Enquanto o tumulto estava armado, Abe agia calmamente: fazia compras, via filmes no cinema, sem preocupação. Ela se hospedou em um hotel com nome falso e começou a escrever cartas de despedida porque planejava se matar.
Mas a imaginação erótica dela não a deixava em paz e Abe queria fazer sexo com seu amante mais uma vez. Ela desembrulhou o pênis de Ishida, colocou-o na boca e tentou colocá-lo dentro de si diversas vezes. Sem conseguir, desistiu. “Eu queria a parte dele que me trazia as lembranças mais vivas”, disse.
Sada Abe foi presa após se hospedar com nome falso em um hotel - Foto: Wikimedia Commons
A investigação chegou até Abe, que abriu a porta do quarto, admitiu sua identidade, entregou os órgãos genitais como prova e respondeu quando questionada sobre os motivos pelos quais havia matado seu amante. “Eu o amava tanto que queria ele só para mim. Mas como não éramos marido e mulher, enquanto ele vivesse, ele poderia ser abraçado por outras mulheres. Eu sabia que se eu o matasse, nenhuma outra mulher poderia tocá-lo novamente, então eu o matei”, contou.

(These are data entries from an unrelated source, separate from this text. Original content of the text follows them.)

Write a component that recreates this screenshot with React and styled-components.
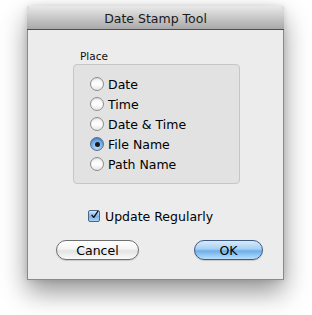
import React from 'react'
import styled, { createGlobalStyle } from 'styled-components'

const Global = createGlobalStyle`
  html, body { margin: 0; padding: 0; background: #fff; }
  body { font-family: "DejaVu Sans", "Liberation Sans", sans-serif; }
`

const places = ['Date', 'Time', 'Date & Time', 'File Name', 'Path Name']

function Radio({ label, checked }) {
  return (
    <RadioRow>
      <RadioCircle $checked={checked}>{checked && <Dot />}</RadioCircle>
      <span>{label}</span>
    </RadioRow>
  )
}

export default function App() {
  return (
    <Page>
      <Global />
      <Window>
        <TitleBar>Date Stamp Tool</TitleBar>
        <Body>
          <Section>
            <Legend>Place</Legend>
            <GroupBox>
              {places.map(p => (
                <Radio key={p} label={p} checked={p === 'File Name'} />
              ))}
            </GroupBox>
          </Section>
          <CheckRow>
            <CheckBox>
              <svg width="12" height="12" viewBox="0 0 12 12">
                <path d="M2.5 6.2 L5 9.2 L10.5 1.2" fill="none" stroke="#111" strokeWidth="1.8" strokeLinecap="round" strokeLinejoin="round" />
              </svg>
            </CheckBox>
            <span>Update Regularly</span>
          </CheckRow>
          <Buttons>
            <Button $w={83}>Cancel</Button>
            <Button $w={69} $primary>OK</Button>
          </Buttons>
        </Body>
      </Window>
    </Page>
  )
}

const Page = styled.div`
  padding: 6px 0 0 27px;
  height: 309px;
`

const Window = styled.div`
  width: 257px;
  height: 274px;
  display: flex;
  flex-direction: column;
  background: #ececec;
  border: 1px solid #8a8a8a;
  border-top: none;
  border-radius: 4px 4px 0 0;
  box-sizing: border-box;
  box-shadow: 0 12px 26px rgba(0, 0, 0, 0.42), 0 0 6px rgba(0, 0, 0, 0.12);
`

const TitleBar = styled.div`
  height: 22px;
  margin: 0 -1px;
  border-radius: 4px 4px 0 0;
  border-bottom: 1px solid #4e4e4e;
  background: linear-gradient(#e9e9e9, #cfcfcf 40%, #a9a9a9);
  display: flex;
  align-items: center;
  justify-content: center;
  font-size: 12.5px;
  color: #1a1a1a;
  padding-top: 1px;
`

const Body = styled.div`
  flex: 1;
  display: flex;
  flex-direction: column;
  padding: 20px 20px 19px 28px;
`

const Section = styled.div`
  margin-left: 17px;
  width: 167px;
`

const Legend = styled.div`
  font-size: 10.5px;
  color: #111;
  line-height: 13px;
  margin-left: 7px;
  margin-bottom: 1px;
`

const GroupBox = styled.div`
  box-sizing: border-box;
  height: 120px;
  border: 1px solid #c6c6c6;
  border-radius: 4px;
  background: #e2e2e2;
  padding: 9px 0 0 16px;
  display: flex;
  flex-direction: column;
`

const RadioRow = styled.div`
  height: 20px;
  display: flex;
  align-items: center;
  gap: 4px;
  font-size: 12.5px;
  color: #000;
`

const RadioCircle = styled.div`
  width: 14px;
  height: 14px;
  box-sizing: border-box;
  border-radius: 50%;
  border: 1px solid ${p => (p.$checked ? '#5a6f8f' : '#8e8e8e')};
  background: ${p =>
    p.$checked
      ? 'radial-gradient(circle at 50% 75%, #bfe3ff, #6aa8e6 60%, #3d78c4)'
      : 'linear-gradient(#f2f2f2, #ffffff 55%, #e4e4e4)'};
  box-shadow: inset 0 1px 1px rgba(0, 0, 0, 0.12);
  display: flex;
  align-items: center;
  justify-content: center;
`

const Dot = styled.div`
  width: 5px;
  height: 5px;
  border-radius: 50%;
  background: #1b1b1b;
`

const CheckRow = styled.div`
  margin-top: 25px;
  margin-left: 32px;
  display: flex;
  align-items: center;
  gap: 5px;
  height: 14px;
  font-size: 12.5px;
  color: #000;
`

const CheckBox = styled.div`
  width: 12px;
  height: 12px;
  box-sizing: border-box;
  border: 1px solid #4f6584;
  border-radius: 2px;
  background: linear-gradient(#cfe6fb, #7fb3e8 55%, #a9d2f7);
  display: flex;
  align-items: center;
  justify-content: center;
  svg { display: block; margin-top: -2px; margin-left: 1px; }
`

const Buttons = styled.div`
  margin-top: auto;
  display: flex;
  justify-content: space-between;
`

const Button = styled.button`
  width: ${p => p.$w}px;
  height: 20px;
  border-radius: 10px;
  font-family: inherit;
  font-size: 12.5px;
  color: #000;
  padding: 0;
  cursor: default;
  border: 1px solid ${p => (p.$primary ? '#3d5a85' : '#6f6f6f')};
  background: ${p =>
    p.$primary
      ? 'linear-gradient(#d7ebfc, #a6cff3 45%, #6caee9 55%, #b8e0fc)'
      : 'linear-gradient(#ffffff, #f4f4f4 45%, #e3e3e3 55%, #fafafa)'};
  box-shadow: 0 1px 1px rgba(0, 0, 0, 0.15);
`
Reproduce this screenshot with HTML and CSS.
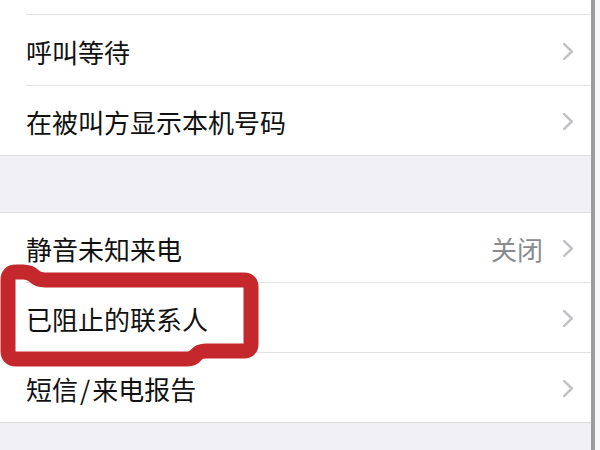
FILE: index.html
```html
<!DOCTYPE html>
<html lang="zh-CN">
<head>
<meta charset="utf-8">
<link rel="stylesheet" href="styles.css">
</head>
<body>
<div class="screen">
  <div class="content">
    <div class="section first">
      <div class="row stub"><div class="cell"></div></div>
      <div class="row tall"><div class="cell"><span class="label">呼叫等待</span><span class="chev"><svg viewBox="0 0 10 17" width="10" height="17"><polyline points="1.2,1.2 8.8,8.5 1.2,15.8"/></svg></span></div></div>
      <div class="row last"><div class="cell"><span class="label">在被叫方显示本机号码</span><span class="chev"><svg viewBox="0 0 10 17" width="10" height="17"><polyline points="1.2,1.2 8.8,8.5 1.2,15.8"/></svg></span></div></div>
    </div>
    <div class="gap"></div>
    <div class="section">
      <div class="row"><div class="cell"><span class="label">静音未知来电</span><span class="value">关闭</span><span class="chev"><svg viewBox="0 0 10 17" width="10" height="17"><polyline points="1.2,1.2 8.8,8.5 1.2,15.8"/></svg></span></div></div>
      <div class="row"><div class="cell"><span class="label">已阻止的联系人</span><span class="chev"><svg viewBox="0 0 10 17" width="10" height="17"><polyline points="1.2,1.2 8.8,8.5 1.2,15.8"/></svg></span></div></div>
      <div class="row last"><div class="cell"><span class="label">短信<span class="slash">/</span>来电报告</span><span class="chev"><svg viewBox="0 0 10 17" width="10" height="17"><polyline points="1.2,1.2 8.8,8.5 1.2,15.8"/></svg></span></div></div>
    </div>
    <div class="tail"></div>
  </div>
  <div class="edge"></div>
  <div class="margin"></div>
  <svg class="mark" viewBox="0 0 600 450" width="600" height="450">
    <path d="M 8 290 L 8 351 Q 8 359 16 359 L 187 359 Q 193 359 196 355 Q 199 351 206 351 L 244 351 Q 251 351 251 344 L 251 287 Q 251 280 244 280 L 45 280 Q 38 280 34 276 Q 30 272 23 272 L 16 272 Q 8 272 8 280 Z"/>
  </svg>
</div>
</body>
</html>
```

FILE: styles.css
```css
html, body {
  margin: 0;
  padding: 0;
  background: #ffffff;
}
.screen {
  position: relative;
  width: 600px;
  height: 450px;
  overflow: hidden;
  display: flex;
  font-family: "Noto Sans CJK SC", "Noto Sans", sans-serif;
}
.content {
  width: 591px;
  display: flex;
  flex-direction: column;
  background: #f0f0f5;
}
.edge {
  width: 4px;
  background: #9c9c9e;
}
.margin {
  width: 5px;
  background: #f7f7f9;
}
.section {
  background: #ffffff;
  border-top: 1px solid #dcdce0;
  border-bottom: 1px solid #dcdce0;
}
.section.first {
  border-top: none;
}
.row {
  padding-left: 26px;
}
.cell {
  height: 69px;
  display: flex;
  align-items: center;
  border-bottom: 1px solid #e2e2e6;
  padding-right: 18px;
}
.row.stub .cell {
  height: 14px;
}
.row.tall .cell {
  height: 70px;
}
.row.last .cell {
  border-bottom: none;
}
.label {
  flex: 1;
  font-size: 26px;
  color: #111111;
  line-height: 1;
  padding-top: 3px;
}
.slash {
  margin: 0 2px;
}
.value {
  font-size: 26px;
  color: #8a8a8e;
  line-height: 1;
  padding-top: 3px;
  margin-right: 20px;
}
.chev {
  display: flex;
  align-items: center;
  padding-top: 2px;
}
.chev svg polyline {
  fill: none;
  stroke: #c2c2c6;
  stroke-width: 2.5;
  stroke-linecap: round;
  stroke-linejoin: round;
}
.gap {
  height: 56px;
}
.tail {
  flex: 1;
}
.mark {
  position: absolute;
  left: 0;
  top: 0;
}
.mark path {
  fill: none;
  stroke: #c4272c;
  stroke-width: 15;
  stroke-linejoin: round;
}
```
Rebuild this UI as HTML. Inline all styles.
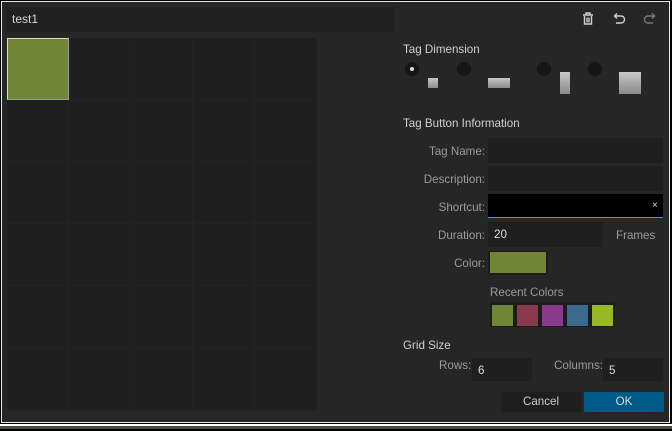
<!DOCTYPE html>
<html><head><style>
*{margin:0;padding:0;box-sizing:border-box}
body{width:672px;height:431px;background:#000;font-family:"Liberation Sans",sans-serif;font-size:11.6px;color:#b4b4b4;position:relative;overflow:hidden}
.win{position:absolute;left:1px;top:1px;width:669px;height:422px;border:1px solid #e8e8e8;background:#262626}
.a{position:absolute}
.in{position:absolute;background:#1f1f1f}
.lbl{position:absolute;text-align:right;color:#9a9a9a;width:100px}
.cell{position:absolute;width:61px;height:61px;background:#1f1f1f}
.sw{position:absolute;width:21px;height:21px;top:305px}
.dot{position:absolute;width:14px;height:14px;border-radius:50%;background:#161616}
.rect{position:absolute;background:linear-gradient(#c8c8c8,#8a8a8a)}
</style></head><body>
<div class="win"></div>
<div class="a" style="left:0;top:424px;width:672px;height:2px;background:#fff"></div>
<div class="a" style="left:0;top:426px;width:672px;height:3px;background:#4a4e3a"></div>
<div class="in" style="left:6px;top:7px;width:388px;height:25px;background:#202020"></div>
<div class="a" style="left:12px;top:12px;color:#d8d8d8;font-size:12px">test1</div>
<div class="a" style="left:7px;top:38px;width:311px;height:373px;background:#232323"></div>
<div id="g"></div>
<script>
var h='';for(var r=0;r<6;r++)for(var c=0;c<5;c++){h+='<div class="cell" style="left:'+(7+c*62)+'px;top:'+(38+r*62)+'px"></div>'}
document.getElementById('g').innerHTML=h;
</script>
<div class="a" style="left:7px;top:38px;width:62px;height:62px;background:#718537;border:1px solid #d8dcc8;border-right-color:#999;border-bottom-color:#999"></div>
<svg class="a" style="left:580px;top:11px" width="90" height="16" viewBox="0 0 90 16">
<g fill="none" stroke="#d0d0d0" stroke-width="1.4">
<path d="M3 4h10M6 4V2h4v2M4.5 5v8h7V5M7 6.5v5M9 6.5v5"/>
<path d="M35 5h6a3.5 3.5 0 0 1 0 7h-5M37 2.5L34.5 5 37 7.5"/>
<path stroke="#777" d="M74 5h-6a3.5 3.5 0 0 0 0 7h5M72 2.5L74.5 5 72 7.5"/>
</g></svg>
<div class="a" style="left:403px;top:43px;color:#d0d0d0">Tag Dimension</div>
<div class="dot" style="left:405px;top:62px"></div><div class="a" style="left:410px;top:67px;width:4px;height:4px;border-radius:50%;background:#ddd"></div>
<div class="dot" style="left:457px;top:62px"></div>
<div class="dot" style="left:537px;top:62px"></div>
<div class="dot" style="left:588px;top:62px"></div>
<div class="rect" style="left:428px;top:78px;width:10px;height:10px"></div>
<div class="rect" style="left:488px;top:78px;width:22px;height:10px"></div>
<div class="rect" style="left:560px;top:72px;width:10px;height:22px"></div>
<div class="rect" style="left:619px;top:72px;width:22px;height:22px"></div>
<div class="a" style="left:403px;top:117px;color:#d0d0d0">Tag Button Information</div>
<div class="lbl" style="left:385px;top:145px">Tag Name:</div>
<div class="in" style="left:488px;top:138px;width:175px;height:25px"></div>
<div class="lbl" style="left:385px;top:173px">Description:</div>
<div class="in" style="left:488px;top:166px;width:175px;height:25px"></div>
<div class="lbl" style="left:385px;top:201px">Shortcut:</div>
<div class="a" style="left:488px;top:194px;width:175px;height:24px;background:#000;border-bottom:1px solid #2ea4e0"></div>
<div class="a" style="left:652px;top:200px;color:#ddd;font-size:10px">×</div>
<div class="lbl" style="left:385px;top:229px">Duration:</div>
<div class="in" style="left:488px;top:222px;width:115px;height:25px"></div>
<div class="a" style="left:494px;top:228px;color:#ddd">20</div>
<div class="a" style="left:616px;top:229px;color:#9a9a9a">Frames</div>
<div class="lbl" style="left:385px;top:257px">Color:</div>
<div class="a" style="left:488px;top:251px;width:60px;height:24px;background:#1c1c1c"></div>
<div class="a" style="left:490px;top:252px;width:56px;height:21px;background:#718537"></div>
<div class="a" style="left:490px;top:286px;color:#9a9a9a">Recent Colors</div>
<div class="a" style="left:490px;top:302px;width:125px;height:25px;background:#1c1c1c"></div>
<div class="sw" style="left:492px;background:#718537"></div>
<div class="sw" style="left:517px;background:#8a3a4e"></div>
<div class="sw" style="left:542px;background:#8a3a8a"></div>
<div class="sw" style="left:567px;background:#3a6a8e"></div>
<div class="sw" style="left:592px;background:#98b826"></div>
<div class="a" style="left:403px;top:339px;color:#d0d0d0">Grid Size</div>
<div class="a" style="left:439px;top:359px;color:#9a9a9a">Rows:</div>
<div class="in" style="left:472px;top:358px;width:60px;height:23px"></div>
<div class="a" style="left:478px;top:364px;color:#ddd">6</div>
<div class="a" style="left:554px;top:359px;color:#9a9a9a">Columns:</div>
<div class="in" style="left:603px;top:358px;width:60px;height:23px"></div>
<div class="a" style="left:609px;top:364px;color:#ddd">5</div>
<div class="a" style="left:501px;top:392px;width:80px;height:20px;background:#1e1e1e;color:#ccc;text-align:center;line-height:20px">Cancel</div>
<div class="a" style="left:584px;top:392px;width:80px;height:20px;background:#005a87;color:#ddd;text-align:center;line-height:20px">OK</div>
</body></html>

Condenada, ela pediu para ser executada, mas a sentença foi de seis anos de prisão que se transformaram em apenas cinco. Livre, Abe deu entrevistas, escreveu uma autobiografia, um filme foi feito contando sua história e a do assassinato de seu amante e, enfim, ela voltou a trabalhar como garçonete por mais 20 anos. Em 1970 ela desapareceu e, desde então, ninguém sabe o que aconteceu com Sada Abe, a mulher que tornou real um conto erótico mortal.